Teria Zéfiro morrido? A resposta só chegaria em novembro de 1991.

Em uma antológica matéria para a revista Playboy, o professor e especialista em HQ Moacy Cirne, depois de muitas investigações, revelava finalmente ao Brasil a identidade secreta do mitológico desenhista: seu nome era Alcides Caminha.

Um ilustre desconhecido? Nem tanto. Como se não bastasse ser o homem que registrou de forma brilhante e criativa a sexualidade do povo brasileiro por três décadas, Caminha também era um compositor de mão cheia.

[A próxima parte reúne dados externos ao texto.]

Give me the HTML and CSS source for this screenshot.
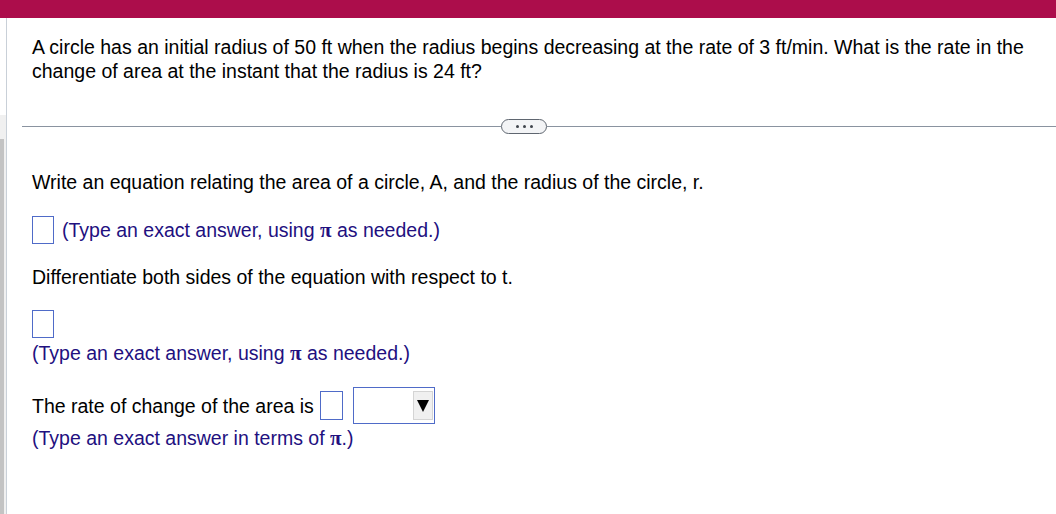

Foi parceiro de Nélson Cavaquinho em canções como “Notícia” (1954), gravada pelo sambista Roberto Silva, “Capital do Samba” (1956) e “A Flor e o Espinho” (1956), gravada por Elizeth Cardoso, que tem o mais belo apelo poético da MPB: “Tire o seu sorriso do caminho, que eu quero passar com a minha dor”.

Boêmio convicto, este carioca dividiu parte de sua vida com os amigos músicos e com muitas mulheres. Amava tanto o sexo que se tornou um dos seus mais originais e inventivos cronistas.

Funcionário público, produziu sua obra erótica sem o conhecimento dos colegas do trabalho até se aposentar, e por mais de trinta anos escondeu-se da mídia, temendo ser demitido ou perder a minguada aposentadoria caso fosse “descoberto”.


Caminha chegou a receber um troféu HQ Mix pela importância de sua obra, entregue pelo cartunista Ota, editor da revista MAD, mas por uma ironia do destino faleceu exatamente no dia seguinte à entrega do prêmio, em julho de 1992, aos 70 anos de idade.

A importância de Zéfiro é tão grande para a cultura brasileira, que ele já virou capa do CD “Barulhinho Bom”, da cantora Marisa Monte, já foi enredo de escola de samba e virou point cultural no Rio de Janeiro.

Agora você pode matar as saudades ou travar contato inicial com sua obra por meio das reimpressões de seus catecismos que o sebo carioca A Cena Muda está colocando à venda pelo seu site.

Também vale muito a pena procurar por três livros que registraram e analisaram a obra zefiriana com muita competência: O Quadrinho Erótico de Carlos Zéfiro, de Otacílio D’Assunção Barros, editora Record, e A Arte Sacana de Carlos Zéfiro e Os Alunos Sacanas de Carlos Zéfiro, ambos de Joaquim Marinho, pela editora Marco Zero.